Fifty years ago today, Israeli Prime Minister David Ben-Gurion announced that Israel had captured Nazi leader Adolph Eichmann who had been hiding in Argentina.
Eichmann, often referred to as “the architect of the Holocaust”, facilitated and managed the logistics of the deportation of Jews to ghettos and extermination camps in Nazi-occupied Eastern Europe.
Following the military defeat of Nazi Germany and end of World War II, Eichmann disappeared. Taking on a false identity, he claimed to be a refugee and fled Germany to Argentina using fraudulent travel documents issued by the International Red Cross.
In 1959, the Israeli intelligence agency Mossad received information that Eichmann was living in Buenos Aires under the name Ricardo Klement. At that time, the fledgling state had few resources and many dangers to its very survival. Despite this, bringing the Nazis to justice was not brushed aside as of lesser importance. Soon after receiving the information, Mossad agents were sent to Argentina and confirmed Eichmann was there.
A bigger problem now presented itself, in that the Argentine government had very close ties with the ex-Nazis sheltering in its country. It was clear that any formal arrest request made to the government would almost certainly tip off Eichmann and allow him to disappear. The Israeli government subsequently approved an operation to capture Eichmann and bring him to Jerusalem by any means necessary, in order to put him on trial as a war criminal.
On May 11, 1960, Israeli Mossad and Shin Bet agents captured Eichmann in a suburb of Buenos Aires. After observing Eichmann’s activities, a team of Mossad agents waited for Eichmann as he headed home from work at a Mercedes-Benz factory. One agent looked out as his bus arrived, while two other agents pretended to fix a broken car. A fourth agent was on Eichmann’s bus to ensure his presence.
Once Eichmann left the bus and began walking toward his home, one of the agents working on the car asked him for a cigarette. When he reached in his pocket, one agent struck him on the back of the neck as two others pushed him into a car and drove him to a safe house.
Eichmann quickly confirmed his identity to the agents. After being held in a safe house for a few days, he was smuggled out of the country on a flight from Argentina to Senegal and then on to Israel on May 21. Sedated and disguised in an aircrew uniform, he had been slipped through airport security as a drunken foreigner among a crew of pilots and stewardesses. Argentinean authorities were unaware of the Israeli plan.

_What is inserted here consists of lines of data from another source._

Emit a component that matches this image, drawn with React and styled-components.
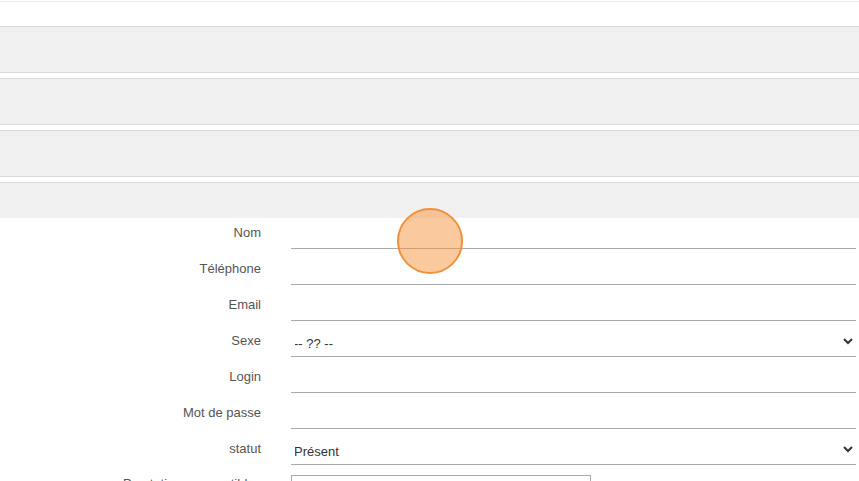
import React from 'react';
import styled, { createGlobalStyle } from 'styled-components';

const GlobalStyle = createGlobalStyle`
  html, body {
    margin: 0;
    padding: 0;
    background: #fff;
    font-family: "Liberation Sans", Arial, sans-serif;
    overflow: hidden;
  }
`;

const Page = styled.div`
  position: relative;
  width: 859px;
  height: 481px;
  overflow: hidden;
`;

const TopBar = styled.div`
  height: 1px;
  border-bottom: 1px solid #ececec;
  margin-bottom: 24px;
`;

const Panels = styled.div`
  display: flex;
  flex-direction: column;
  gap: 5px;
`;

const Panel = styled.div`
  background: #f0f0f0;
  border-top: 1px solid #dadada;
  border-bottom: ${p => (p.$open ? 'none' : '1px solid #dadada')};
  height: ${p => (p.$open ? '35px' : '45px')};
`;

const Form = styled.form`
  display: flex;
  flex-direction: column;
  padding-right: 3px;
`;

const Row = styled.div`
  display: grid;
  grid-template-columns: 261px 1fr;
  column-gap: 30px;
  align-items: ${p => (p.$top ? 'start' : 'center')};
  margin-bottom: 5px;
`;

const Label = styled.label`
  text-align: right;
  font-size: 13px;
  color: #555;
  white-space: nowrap;
  padding-top: ${p => (p.$top ? '6px' : '0')};
  padding-bottom: ${p => (p.$top ? '0' : '2px')};
`;

const Input = styled.input`
  box-sizing: border-box;
  height: 31px;
  width: 100%;
  border: none;
  border-bottom: 1px solid #aaa;
  padding: 0 4px;
  font-family: inherit;
  font-size: 13px;
  color: #333;
  background: transparent;
  outline: none;
`;

const Select = styled.select`
  box-sizing: border-box;
  height: 31px;
  width: 100%;
  border: none;
  border-bottom: 1px solid #aaa;
  border-radius: 0;
  padding: 4px 0 0 0;
  text-indent: -1px;
  font-family: inherit;
  font-size: 13px;
  color: #333;
  background: transparent;
  outline: none;
`;

const ListBox = styled.div`
  box-sizing: border-box;
  margin-top: 5px;
  width: 300px;
  height: 80px;
  border: 1px solid #aaa;
`;

const ClickMark = styled.div`
  position: absolute;
  left: 397px;
  top: 208px;
  width: 62px;
  height: 62px;
  border-radius: 50%;
  border: 2px solid #f0913a;
  background: rgba(247, 148, 62, 0.5);
  pointer-events: none;
`;

const fields = [
  { label: 'Nom', type: 'text' },
  { label: 'Téléphone', type: 'text' },
  { label: 'Email', type: 'text' },
  { label: 'Sexe', options: ['-- ?? --', 'Homme', 'Femme'] },
  { label: 'Login', type: 'text' },
  { label: 'Mot de passe', type: 'password' },
  { label: 'statut', options: ['Présent', 'Absent'] },
];

export default function App() {
  return (
    <>
      <GlobalStyle />
      <Page>
        <TopBar />
        <Panels>
          <Panel />
          <Panel />
          <Panel />
          <Panel $open />
        </Panels>
        <Form>
          {fields.map(f => (
            <Row key={f.label}>
              <Label>{f.label}</Label>
              {f.options ? (
                <Select defaultValue={f.options[0]}>
                  {f.options.map(o => (
                    <option key={o}>{o}</option>
                  ))}
                </Select>
              ) : (
                <Input type={f.type} />
              )}
            </Row>
          ))}
          <Row $top>
            <Label $top>Prestations compatibles</Label>
            <ListBox />
          </Row>
        </Form>
        <ClickMark />
      </Page>
    </>
  );
}
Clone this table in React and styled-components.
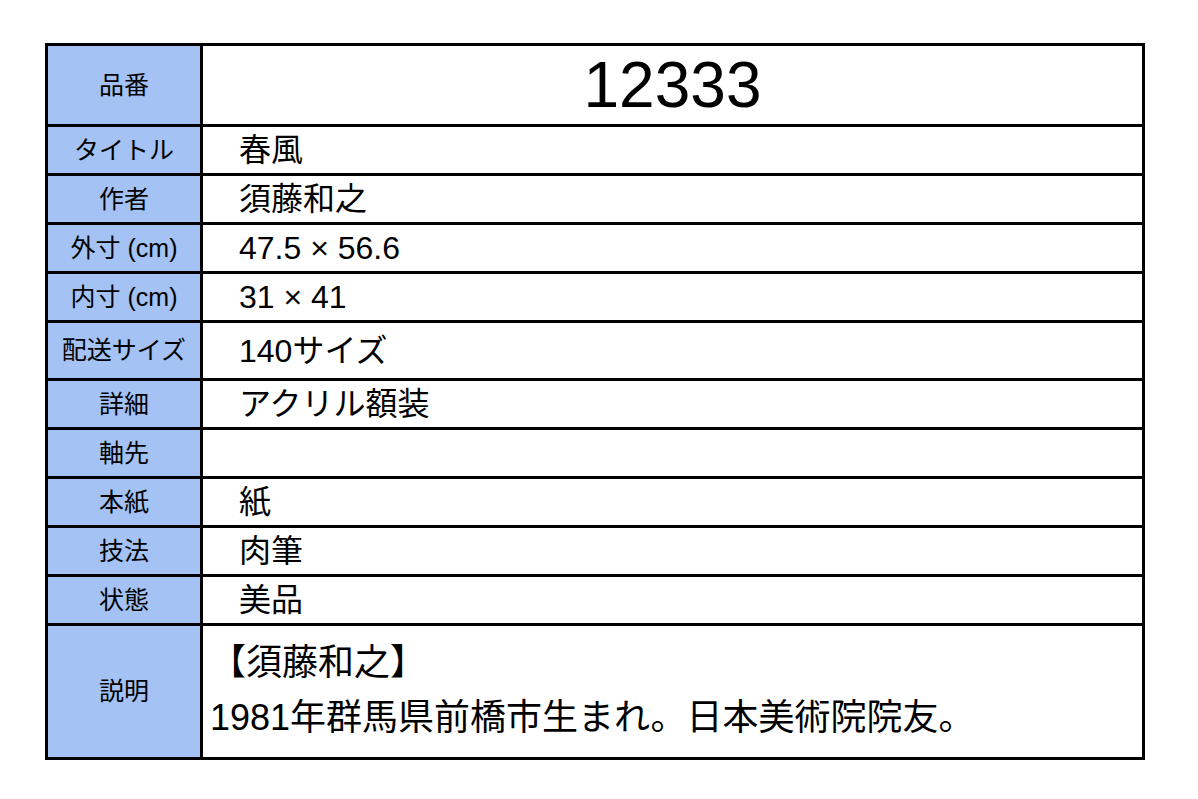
import React from "react";
import styled, { createGlobalStyle } from "styled-components";

const GlobalStyle = createGlobalStyle`
  html, body {
    margin: 0;
    padding: 0;
    background: #ffffff;
  }
  body {
    font-family: "Liberation Sans", "Noto Sans CJK JP", sans-serif;
    color: #000000;
  }
`;

const Page = styled.div`
  padding: 43px 0 0 45px;
`;

const Sheet = styled.div`
  width: 1094px;
  border: 3px solid #000;
  display: flex;
  flex-direction: column;
`;

const Row = styled.div`
  display: flex;
  height: ${(p) => p.$h}px;
  & + & {
    border-top: 3px solid #000;
  }
`;

const Label = styled.div`
  flex: none;
  width: 152px;
  background: #a4c2f4;
  border-right: 3px solid #000;
  display: flex;
  align-items: center;
  justify-content: center;
  font-size: 25px;
  line-height: 1;
  white-space: nowrap;
`;

const Value = styled.div`
  flex: 1;
  min-width: 0;
  display: flex;
  align-items: center;
  justify-content: ${(p) => (p.$center ? "center" : "flex-start")};
  padding-left: ${(p) => (p.$center ? 0 : 36)}px;
  font-size: ${(p) => (p.$big ? 64 : 32)}px;
  line-height: 1;
  white-space: nowrap;
`;

const Notes = styled.div`
  flex: 1;
  display: flex;
  flex-direction: column;
  justify-content: center;
  padding-left: 7px;
  padding-bottom: 4px;
  font-size: 36px;
  line-height: 55px;
  white-space: nowrap;
`;

const rows = [
  { label: "タイトル", value: "春風" },
  { label: "作者", value: "須藤和之" },
  { label: "外寸 (cm)", value: "47.5 × 56.6" },
  { label: "内寸 (cm)", value: "31 × 41" },
  { label: "配送サイズ", value: "140サイズ", h: 55 },
  { label: "詳細", value: "アクリル額装" },
  { label: "軸先", value: "" },
  { label: "本紙", value: "紙" },
  { label: "技法", value: "肉筆" },
  { label: "状態", value: "美品" },
];

export default function App() {
  return (
    <>
      <GlobalStyle />
      <Page>
        <Sheet>
          <Row $h={78}>
            <Label>品番</Label>
            <Value $center $big>12333</Value>
          </Row>
          {rows.map((r) => (
            <Row key={r.label} $h={r.h || 46}>
              <Label>{r.label}</Label>
              <Value>{r.value}</Value>
            </Row>
          ))}
          <Row $h={131}>
            <Label>説明</Label>
            <Notes>
              <div>【須藤和之】</div>
              <div>1981年群馬県前橋市生まれ。日本美術院院友。</div>
            </Notes>
          </Row>
        </Sheet>
      </Page>
    </>
  );
}
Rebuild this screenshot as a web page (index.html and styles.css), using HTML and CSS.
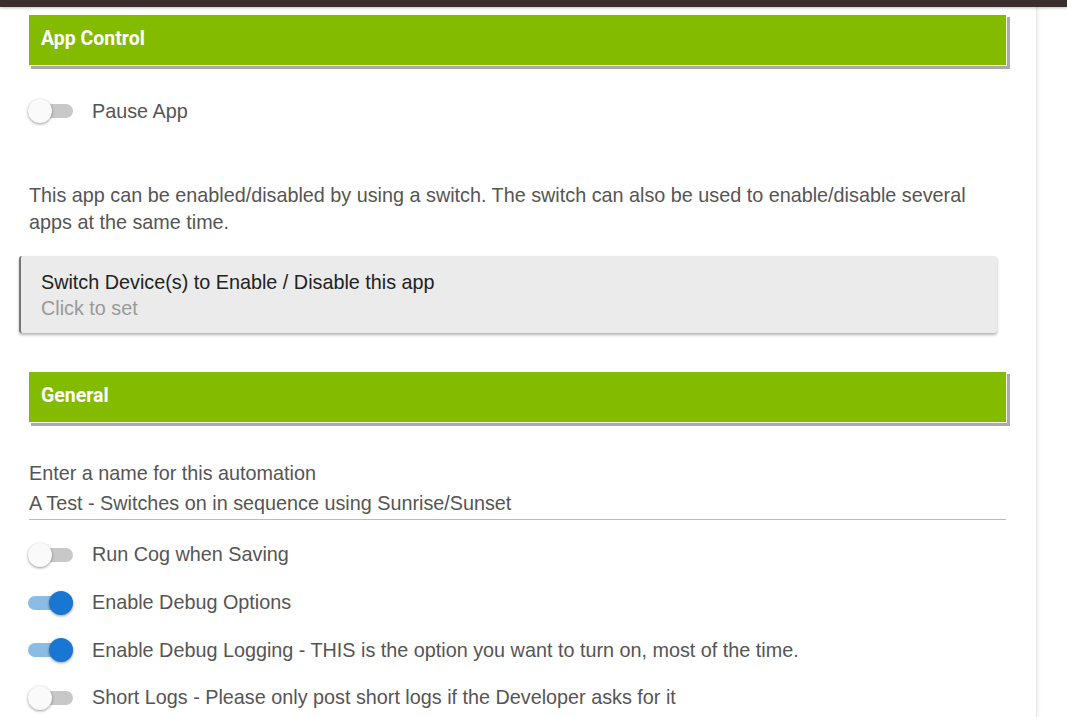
FILE: index.html
```html
<!DOCTYPE html>
<html lang="en">
<head>
    <meta charset="UTF-8">
    <meta name="viewport" content="width=device-width, initial-scale=1.0">
    <title>App Settings</title>
    <link rel="stylesheet" href="styles.css">
</head>
<body>
    <div id="topbar"></div>
    <div id="page">
        <div class="section-title">App Control</div>
        <div class="toggle-row first">
            <span class="toggle"><span class="knob"></span></span>
            <span class="toggle-label">Pause App</span>
        </div>
        <p class="info">This app can be enabled/disabled by using a switch. The switch can also be used to enable/disable several apps at the same time.</p>
        <div class="device-input">
            <div class="device-title">Switch Device(s) to Enable / Disable this app</div>
            <div class="device-hint">Click to set</div>
        </div>

        <div class="section-title">General</div>
        <div class="text-field">
            <div class="field-label">Enter a name for this automation</div>
            <div class="field-value">A Test - Switches on in sequence using Sunrise/Sunset</div>
        </div>
        <div class="toggle-list">
            <div class="toggle-row">
                <span class="toggle"><span class="knob"></span></span>
                <span class="toggle-label">Run Cog when Saving</span>
            </div>
            <div class="toggle-row">
                <span class="toggle on"><span class="knob"></span></span>
                <span class="toggle-label">Enable Debug Options</span>
            </div>
            <div class="toggle-row">
                <span class="toggle on"><span class="knob"></span></span>
                <span class="toggle-label">Enable Debug Logging - THIS is the option you want to turn on, most of the time.</span>
            </div>
            <div class="toggle-row">
                <span class="toggle"><span class="knob"></span></span>
                <span class="toggle-label">Short Logs - Please only post short logs if the Developer asks for it</span>
            </div>
        </div>
    </div>
</body>
</html>
```

FILE: styles.css
```css
body {
    margin: 0;
    padding: 0;
    background-color: #fff;
    color: #555;
    font-family: 'Liberation Sans', Arial, sans-serif;
    font-size: 19.8px;
    height: 717px;
    overflow: hidden;
}
#topbar {
    height: 7px;
    background-color: #3b2f2d;
    box-shadow: 0 1px 3px rgba(0, 0, 0, 0.25);
    position: relative;
    z-index: 2;
}
#page {
    width: 1037px;
    box-sizing: border-box;
    border-right: 1px solid #e6e6e6;
    box-shadow: 2px 0 3px rgba(0, 0, 0, 0.06);
    padding: 7px 0 0 0;
    height: 710px;
}
.section-title {
    margin-left: 28px;
    width: 979px;
    height: 52px;
    box-sizing: border-box;
    background-color: #82bb00;
    border: 1px solid #fff;
    box-shadow: 3px 3px 0 #aaa;
    color: #fff;
    font-family: Roboto, 'Liberation Sans', sans-serif;
    font-weight: bold;
    font-size: 19.5px;
    padding: 12px 0 0 12px;
}
.toggle-row {
    display: flex;
    align-items: center;
    height: 48px;
    padding-left: 28px;
}
.toggle-row.first {
    margin-top: 21px;
}
.toggle {
    position: relative;
    width: 45px;
    height: 14px;
    border-radius: 7px;
    background-color: #c8c8c8;
    margin-right: 19px;
    flex-shrink: 0;
}
.knob {
    position: absolute;
    top: -5px;
    left: 0;
    width: 24px;
    height: 24px;
    border-radius: 50%;
    background-color: #fafafa;
    box-shadow: 0 1px 3px rgba(0, 0, 0, 0.4);
}
.toggle.on {
    background-color: #8bbce6;
}
.toggle.on .knob {
    left: 21px;
    background-color: #1976d2;
}
.toggle-label {
    color: #555;
}
.info {
    margin: 47px 0 0 29px;
    width: 980px;
    line-height: 27px;
}
.device-input {
    margin: 20px 0 0 19px;
    width: 978px;
    height: 77px;
    box-sizing: border-box;
    background-color: #ebebeb;
    border-left: 2px solid #777;
    border-radius: 3px;
    box-shadow: 0 2px 3px rgba(0, 0, 0, 0.3);
    padding: 13px 0 0 20px;
}
.device-title {
    color: #222;
    line-height: 26px;
}
.device-hint {
    color: #999;
    line-height: 26px;
}
.device-input + .section-title {
    margin-top: 38px;
}
.text-field {
    margin: 35px 0 0 29px;
    width: 977px;
    border-bottom: 1px solid #bbb;
    padding-bottom: 1px;
}
.field-label,
.field-value {
    line-height: 30px;
}
.field-value {
    color: #555;
}
.toggle-list {
    margin-top: 11px;
}
.toggle-list .toggle-row {
    height: 47.7px;
    padding-left: 28px;
}
```
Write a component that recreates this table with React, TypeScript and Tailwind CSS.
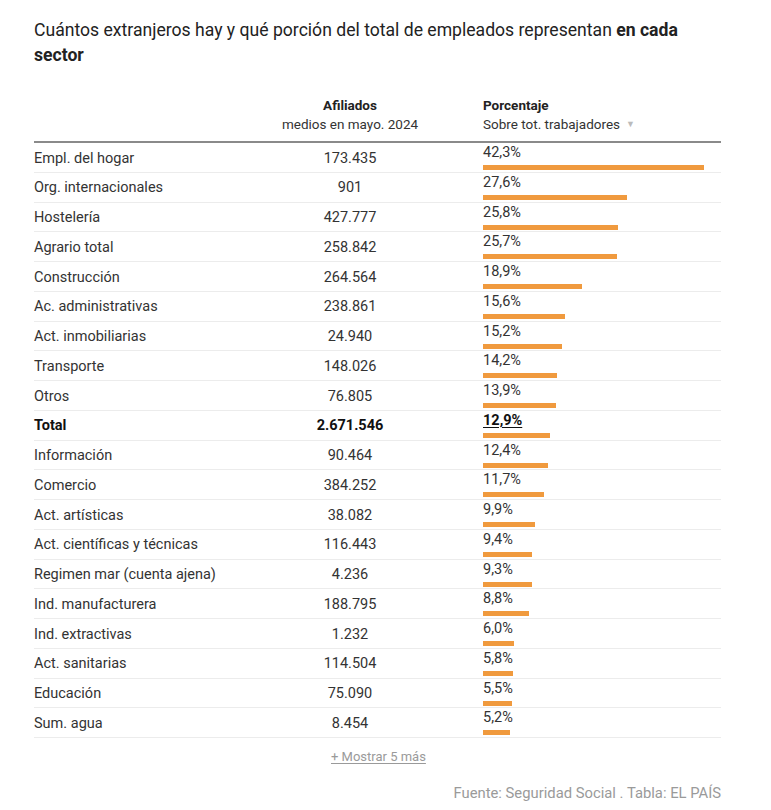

Two days later, on May 23, 1960, Prime Minister Ben-Gurion announced the capture to the Israeli Knesset. His announcement was met by a standing ovation.
On April 11, 1961, an Israeli court in Jerusalem began Eichmann's trial. He was indicted on fifteen criminal charges that included crimes against humanity, membership in an illegal organization and crimes against the Jewish people.
Following fourteen weeks of testimony that included over 1,500 documents, 100 prosecution witnesses and dozens of defense depositions given by persons from sixteen different countries, Eichmann’s trial came to an end. He was convicted on all counts and sentenced to death.
On May 31, 1962, Eichmann was hanged at an Israeli prison in Ramla. To this day, his execution remains the only civil execution ever carried out in Israel.
For Israelis, the Eichmann trial was a watershed moment. The daily broadcasts of eyewitness testimony by Holocaust survivors of the horrors they had seen forced the country to acknowledge the traumatic event that they had tried to forget and ignore in the 15 years that had passed since the end of World War II. Israelis had a self-image built around self sufficiency, toughness and a history of fighting for their survival against overwhelming odds. The victims of the Holocaust did not fit in with this image, having been seemingly slaughtered like sheep in their millions.
The Eichmann trial brought home to Israelis the insurmountable reality in which their European Jewish brethren had found themselves. The many holocaust survivors in the country, who had been wracked by survivor's guilt and by terrible memories which they repressed in the face of a public that wanted nothing to do with their sufferings, could at last come to terms more openly with their ordeal. For Israel, the trial provoked understanding for the holocaust survivors, a sense of communion with the Jews living outside Israel, and renewed dedication to ensuring the survival of the Jewish State and the Jewish People.
To this day, the readiness of Israeli leaders to take threats made against their country at face value has been hard for many Western leaders and citizens to understand. When a tin-pot Arab or Iranian dictator claims he will destroy Israel, it is obvious in their minds that he is just posturing and making empty threats, as no sane person would actually try to annihilate an entire country. For Israelis, however, the Eichmann trial teaches otherwise. Eichmann was not a deranged lunatic; he was a rational, efficient and hard working bureaucrat. His government job simply entailed engineering the mass murder of millions of harmless babies and children, mothers and fathers, and grandparents. Hard as it is to accept, rational minds can engage in genocide and barbarity, and Israel feels that death threats are not a matter which can be ignored.